In response to Gainey’s complaint, American filed a motion to dismiss, urging the trial court to abate litigation in favor of appraisal. Once Gainey provided the sworn proof of loss statement, American requested appraisal, advising Gainey that it did not agree with her estimate.

American moved to abate the proceedings in favor of appraisal, and the motion was initially granted. However, Gainey then moved to enjoin the appraisal and lift the stay of litigation, arguing that American had waived its right to appraisal by failing to provide timely notice of mediation under section a Florida statute.

Adopting Gainey’s position, a  judge granted Gainey’s motion to enjoin appraisal, and the insurer appealed. The Florida Court of Appeal was called upon to resolve the dispute in American Integrity Insurance v. Patricia Gainey, No. 2D11-5118 (Fla.App. 09/28/2012).

THE ISSUE

The issue to be resolved was whether the notice provision of the state mediation statute applied under these circumstances where the insured sued the insurance company before proof of loss or attempt at mediation.

The appellate court noted that when the language of the statute is clear and unambiguous and conveys a clear and definite meaning, there is no occasion for resorting to the rules of statutory interpretation and construction; the statute must be given its plain and obvious meaning. Enacted in 1993 the statute provides an alternative procedure for resolution of disputed property insurance claims. From its inception, the statute required that when a first-party claim is filed, the homeowner’s residential insurer shall notify the claimant of the right to participate in the mediation program provided in the statute. In 2005, the statute was amended to provide that an insurer “which fails to give the notice of mediation required is barred from insisting that the insured participate in the appraisal process provided in the insurance policy as a precondition to suit.
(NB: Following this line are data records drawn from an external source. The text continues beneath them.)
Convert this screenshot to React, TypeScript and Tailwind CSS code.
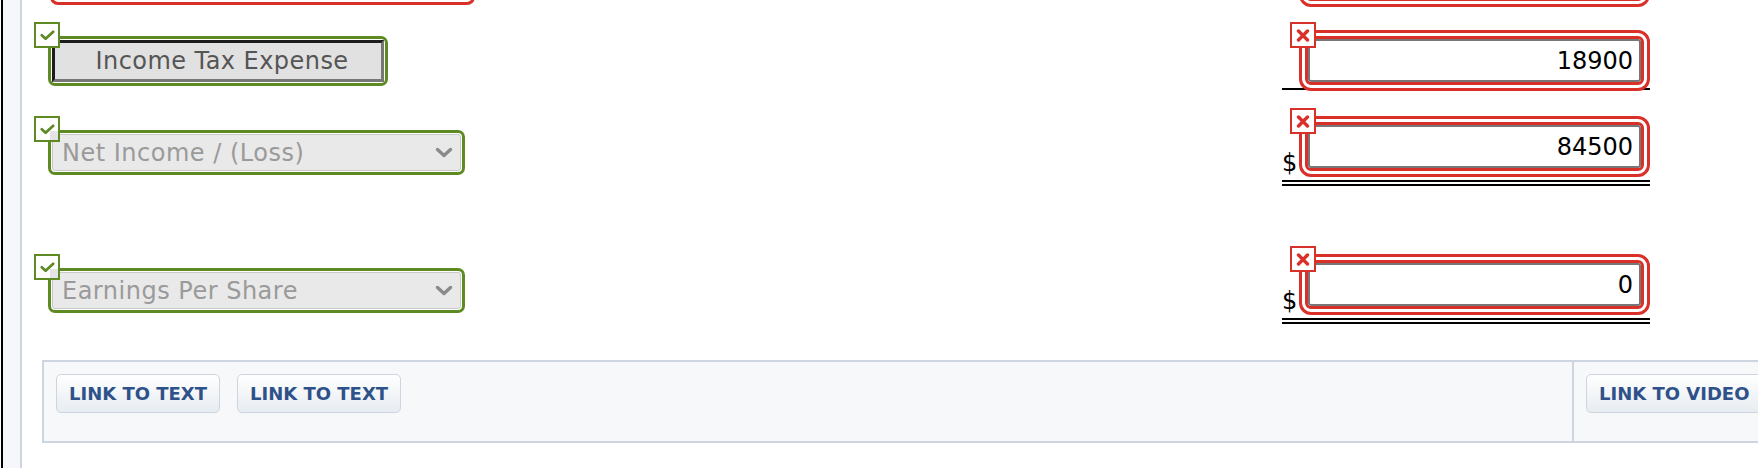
import type { ReactNode } from "react";

function CheckBadge({ overSelect }: { overSelect?: boolean }) {
  return (
    <div className="absolute -left-[14px] -top-[14px] z-10 flex h-[26px] w-[26px] items-center justify-center border-2 border-[#5e8a24] bg-white">
      <svg width="15" height="11" viewBox="0 0 15 11">
        <path d="M1.8 5.2 L5.6 8.8 L13.2 1.8" fill="none" stroke="#5e8a24" strokeWidth="2.7" strokeLinecap="round" strokeLinejoin="round" />
      </svg>
      {overSelect && <div className="absolute bottom-0 right-0 h-[9px] w-[8px] bg-[#e4e4e4]" />}
    </div>
  );
}

function CrossBadge() {
  return (
    <div className="absolute -left-[9px] -top-[8px] z-10 flex h-[26px] w-[26px] items-center justify-center border-2 border-[#d9302a] bg-white">
      <svg width="14" height="13" viewBox="0 0 14 13">
        <path d="M2.5 2 L11.5 11 M11.5 2 L2.5 11" stroke="#d9302a" strokeWidth="3.4" strokeLinecap="round" />
      </svg>
    </div>
  );
}

function ValueBox({ value }: { value: string }) {
  return (
    <div className="relative">
      <CrossBadge />
      <div className="rounded-[12px] border-[9px] border-double border-[#d9302a] bg-white">
        <div className="flex h-[43px] w-[333px] items-center justify-end rounded-[3px] border-2 border-[#777] pr-[6px] text-[24px] text-black">
          {value}
        </div>
      </div>
    </div>
  );
}

function SelectBox({ label }: { label: string }) {
  return (
    <div className="relative">
      <CheckBadge overSelect />
      <div className="rounded-[7px] border-[3px] border-[#5e8a24] p-px">
        <div className="flex h-[37px] w-[409px] items-center justify-between rounded-[3px] border border-[#c9c9c9] bg-[#e9e9e9] pl-[9px] pr-[7px] text-[24px] tracking-[0.5px] text-[#9a9a9a]">
          <span>{label}</span>
          <svg width="18" height="11" viewBox="0 0 18 11">
            <path d="M2.5 2.5 L9 8.5 L15.5 2.5" fill="none" stroke="#8a8a8a" strokeWidth="3.4" strokeLinecap="round" strokeLinejoin="round" />
          </svg>
        </div>
      </div>
    </div>
  );
}

function LinkButton({ children }: { children: ReactNode }) {
  return (
    <button className="flex h-[39px] items-center rounded-[5px] border border-[#cdd6e0] bg-linear-to-b from-white to-[#e7ecf1] px-[12px] text-[18px] font-bold text-[#2e5189]">
      {children}
    </button>
  );
}

export default function App() {
  return (
    <div className="flex h-[468px] w-full overflow-hidden bg-white font-['DejaVu_Sans',Verdana,sans-serif]">
      {/* window edge + side strip */}
      <div className="ml-px w-[2px] bg-black" />
      <div className="w-[19px] border-r-2 border-[#cdd5e0] bg-[#f5f7fa]" />

      <div className="flex min-w-0 flex-1 flex-col">
        {/* tail of previous row */}
        <div className="flex h-[8px] shrink-0 items-start overflow-hidden pl-[26px]">
          <div className="w-[1234px]">
            <div className="-mt-[40px] ml-[2px] h-[45px] w-[425px] rounded-[8px] border-[3px] border-[#d9302a]" />
          </div>
          <div className="w-[368px]">
            <div className="-mt-[54px] ml-[17px] h-[61px] w-[351px] rounded-[12px] border-[9px] border-double border-[#d9302a]" />
          </div>
        </div>

        {/* income tax */}
        <div className="flex shrink-0 items-start pl-[26px]">
          <div className="w-[1234px] pt-[28px]">
            <div className="relative w-fit">
              <CheckBadge />
              <div className="rounded-[7px] border-[3px] border-[#5e8a24] p-px">
                <div className="flex h-[42px] w-[332px] items-center justify-center border-[3px] border-t-[#1c1c1c] border-l-[#1c1c1c] border-b-[#777] border-r-[#777] bg-[#e1e1e1] pl-[8px] text-[24px] tracking-[0.45px] text-[#555]">
                  Income Tax Expense
                </div>
              </div>
            </div>
          </div>
          <div className="flex w-[368px] items-end border-b-2 border-black pt-[22px]">
            <span className="w-[17px]" />
            <div className="-mb-[3px]">
              <ValueBox value="18900" />
            </div>
          </div>
        </div>

        {/* net income */}
        <div className="flex shrink-0 items-start pl-[26px]">
          <div className="w-[1234px] pt-[40px]">
            <div className="w-fit">
              <SelectBox label="Net Income / (Loss)" />
            </div>
          </div>
          <div className="flex w-[368px] items-end border-b-[6px] border-double border-black pb-[3px] pt-[26px]">
            <span className="mb-[2px] w-[17px] text-[24px] leading-none text-black">$</span>
            <ValueBox value="84500" />
          </div>
        </div>

        {/* eps */}
        <div className="flex shrink-0 items-start pl-[26px]">
          <div className="w-[1234px] pt-[82px]">
            <div className="w-fit">
              <SelectBox label="Earnings Per Share" />
            </div>
          </div>
          <div className="flex w-[368px] items-end border-b-[6px] border-double border-black pb-[3px] pt-[68px]">
            <span className="mb-[2px] w-[17px] text-[24px] leading-none text-black">$</span>
            <ValueBox value="0" />
          </div>
        </div>

        {/* links */}
        <div className="ml-[20px] mt-[36px] flex h-[83px] w-[1800px] shrink-0 border-2 border-[#cdd5e0] bg-[#f6f8fa]">
          <div className="flex w-[1530px] items-start gap-[17px] border-r-2 border-[#cdd5e0] pl-[12px] pt-[12px]">
            <LinkButton>LINK TO TEXT</LinkButton>
            <LinkButton>LINK TO TEXT</LinkButton>
          </div>
          <div className="pl-[12px] pt-[12px]">
            <LinkButton>LINK TO VIDEO</LinkButton>
          </div>
        </div>
      </div>
    </div>
  );
}
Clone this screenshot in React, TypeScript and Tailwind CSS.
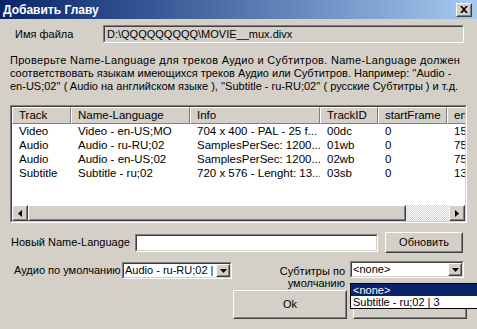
import type { ReactNode } from 'react';

const tracks = [
  ['Video', 'Video - en-US;MO', '704 x 400 - PAL - 25 f...', '00dc', '0', '15000'],
  ['Audio', 'Audio - ru-RU;02', 'SamplesPerSec: 1200...', '01wb', '0', '75000'],
  ['Audio', 'Audio - en-US;02', 'SamplesPerSec: 1200...', '02wb', '0', '75000'],
  ['Subtitle', 'Subtitle - ru;02', '720 x 576 - Lenght: 13...', '03sb', '0', '13000'],
];

const columns = ['Track', 'Name-Language', 'Info', 'TrackID', 'startFrame', 'endFrame'];

export default function App() {
  return (
    <div className="relative h-[329px] w-[477px] overflow-hidden whitespace-nowrap bg-[#d4d0c8] font-['Liberation_Sans',Arial,sans-serif] text-[11px] text-black">
      {/* title bar */}
      <div className="flex h-[19px] items-center justify-between bg-gradient-to-r from-[#0a246a] to-[#a6caf0] pl-[3px] pr-[5px]">
        <span className="text-[12px] font-bold leading-none text-white">Добавить Главу</span>
        <Raised className="h-[14px] w-[16px]">
          <svg width="8" height="7" viewBox="0 0 8 7">
            <path d="M0 0h2l2 2 2-2h2L5 3.5 8 7H6L4 5 2 7H0l3-3.5z" fill="#000" />
          </svg>
        </Raised>
      </div>

      <div className="flex flex-col px-[10px]">
        <div className="mt-[6px] flex items-center">
          <span className="ml-[5px] w-[88px]">Имя файла</span>
          <Sunken className="h-[18px] w-[361px]" inner="flex items-center bg-[#d4d0c8]">
            <span className="pl-[2px] leading-[13px]">D:\QQQQQQQQQ\MOVIE__mux.divx</span>
          </Sunken>
        </div>

        <div className="mt-[11px] flex flex-col leading-[13px]">
          <span className="tracking-[0.3px]">Проверьте Name-Language для треков Аудио и Субтитров. Name-Language должен</span>
          <span>соответствовать языкам имеющихся треков Аудио или Субтитров. Например: ''Audio -</span>
          <span>en-US;02'' ( Audio на английском языке ), ''Subtitle - ru-RU;02'' ( русские Субтитры ) и т.д.</span>
        </div>

        {/* track list */}
        <Sunken className="mt-[12px] h-[118px] w-[457px]" inner="flex flex-col bg-white">
          <div className="flex-1 overflow-hidden">
            <div className="grid w-[520px] grid-cols-[59px_119px_130px_58px_69px_85px]">
              {columns.map((col) => (
                <div
                  key={col}
                  className="h-[17px] overflow-hidden border border-t-white border-l-white border-b-[#808080] border-r-[#808080] bg-[#d4d0c8] pl-[6px] text-[11.5px] leading-[15px]"
                >
                  {col}
                </div>
              ))}
              {tracks.map((row, i) =>
                row.map((cell, j) => (
                  <div key={`${i}-${j}`} className="h-[14px] overflow-hidden pl-[7px] text-[11.5px] leading-[14px]">
                    {cell}
                  </div>
                )),
              )}
            </div>
          </div>
          <div className="flex h-[16px]">
            <Raised className="h-[16px] w-[16px]">
              <svg width="4" height="7" viewBox="0 0 4 7">
                <path d="M4 0v7L0 3.5z" fill="#000" />
              </svg>
            </Raised>
            <Raised className="h-[16px] w-[378px]" />
            <div className="flex-1 bg-[repeating-conic-gradient(#ffffff_0%_25%,#d4d0c8_0%_50%)] bg-[length:2px_2px]" />
            <Raised className="h-[16px] w-[16px]">
              <svg width="4" height="7" viewBox="0 0 4 7">
                <path d="M0 0v7l4-3.5z" fill="#000" />
              </svg>
            </Raised>
          </div>
        </Sunken>

        <div className="mt-[9px] flex h-[21px] items-center">
          <span className="ml-px w-[124px]">Новый Name-Language</span>
          <Sunken className="h-[18px] w-[243px]" inner="bg-white" />
          <Raised className="ml-[7px] h-[21px] w-[78px]">Обновить</Raised>
        </div>

        <div className="mt-[8px] flex items-start">
          <span className="ml-[4px] mt-[2px] w-[108px] leading-[14px]">Аудио по умолчанию</span>
          <Combo value="Audio - ru-RU;02 | 1" className="mt-px w-[110px]" />
          <div className="ml-[40px] mt-[4px] w-[73px] text-right leading-[12px]">
            Субтитры по
            <br />
            умолчанию
          </div>
          <Combo value="<none>" className="ml-[5px] w-[114px]" />
        </div>

        <div className="mt-[1px] flex justify-end">
          <Raised className="h-[29px] w-[114px]">Ok</Raised>
          <Raised className="ml-[6px] h-[29px] w-[114px]">Отмена</Raised>
        </div>
      </div>

      {/* open dropdown of the subtitle combo */}
      <div className="absolute left-[350px] top-[283px] w-[130px] border border-black bg-white">
        <div className="h-[12px] bg-[#0a246a] pl-[2px] leading-[12px] text-white">&lt;none&gt;</div>
        <div className="h-[12px] pl-[2px] leading-[12px]">Subtitle - ru;02 | 3</div>
      </div>
    </div>
  );
}

function Sunken({ className, inner, children }: { className: string; inner: string; children?: ReactNode }) {
  return (
    <div className={`shrink-0 border border-t-[#808080] border-l-[#808080] border-b-white border-r-white ${className}`}>
      <div className={`h-full overflow-hidden border border-t-[#404040] border-l-[#404040] border-b-[#d4d0c8] border-r-[#d4d0c8] ${inner}`}>
        {children}
      </div>
    </div>
  );
}

function Raised({ className, children }: { className: string; children?: ReactNode }) {
  return (
    <div className={`shrink-0 border border-t-white border-l-white border-b-[#404040] border-r-[#404040] bg-[#d4d0c8] ${className}`}>
      <div className="flex h-full items-center justify-center border border-t-[#d4d0c8] border-l-[#d4d0c8] border-b-[#808080] border-r-[#808080]">
        {children}
      </div>
    </div>
  );
}

function Combo({ value, className }: { value: string; className: string }) {
  return (
    <Sunken className={`h-[17px] ${className}`} inner="flex bg-white">
      <span className="flex-1 overflow-hidden pl-px leading-[13px]">{value}</span>
      <Raised className="h-[13px] w-[14px]">
        <svg width="7" height="4" viewBox="0 0 7 4">
          <path d="M0 0h7L3.5 4z" fill="#000" />
        </svg>
      </Raised>
    </Sunken>
  );
}
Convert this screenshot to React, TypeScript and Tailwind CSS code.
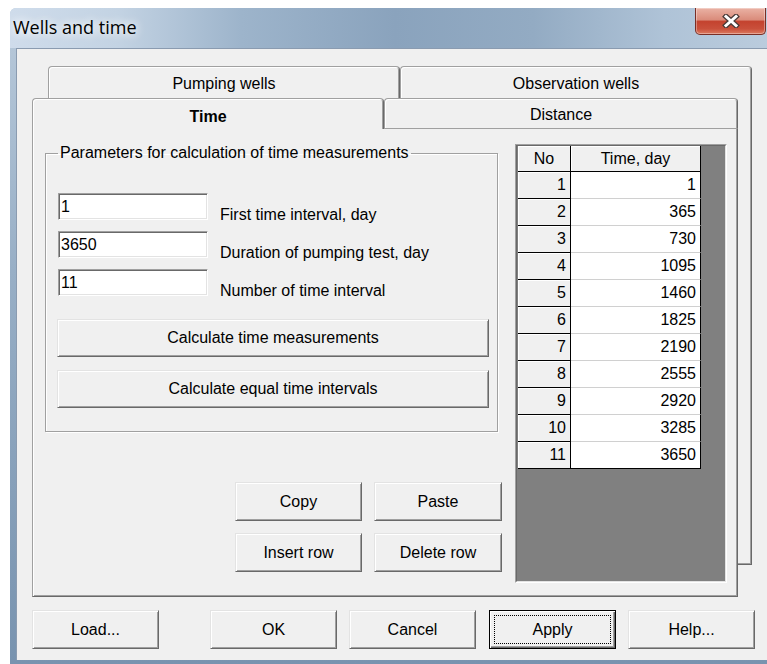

Gainey sought to enforce the following provision of the statute, section 627.7015(7), to preclude American from proceeding to appraisal:

“If the insurer fails to comply with subsection (2) by failing to notify a first-party claimant of its right to participate in the mediation program under this section or if the insurer requests the mediation, and the mediation results are rejected by either party, the insured shall not be required to submit to or participate in any contractual loss appraisal process of the property loss damage as a precondition to legal action for breach of contract against the insurer for its failure to pay the policyholder’s claims covered by the policy.”

The express language of the statute describes mediation as a viable option before an insured resorts to litigation. It states:

“The procedure set forth in this section is designed to bring the parties together for a mediated claims settlement conference without any of the trappings or drawbacks of an adversarial process. Before resorting to these procedures, insureds and insurers are encouraged to resolve claims as quickly and fairly as possible. This section is available with respect to claims under personal lines and commercial residential policies for all claimants and insurers prior to commencing the appraisal process, or commencing litigation.”

CONCLUSION

The Court of Appeal concluded that Gainey prematurely commenced litigation against American. As a result the appellate court concluded that the notice requirement does not apply. Accordingly, Gainey cannot rely on the statute to avoid appraisal proceedings where her filing of the lawsuit rendered the statute inapplicable.

ZALMA OPINION

Florida enacted the mediation statute to avoid litigation between insureds and insurers. Ms. Gainey, rather than attempting to resolve her dispute with her insurers, raced to the courthouse and filed suit only to then try to use the statute to avoid appraisal. It failed because the Ms. Gainey, the insured, failed to act fairly and in good faith with her insurer, American. Assuming her dispute as to the amount of loss was proper, viable and based in fact, she should have availed herself of the opportunity to mediate the dispute or go to appraisal to obtain a prompt resolution of the difference between her claim and the insurer’s filing.

She preferred to sue and although she convinced a trial court that appraisal had been waived the appellate court properly compelled appraisal.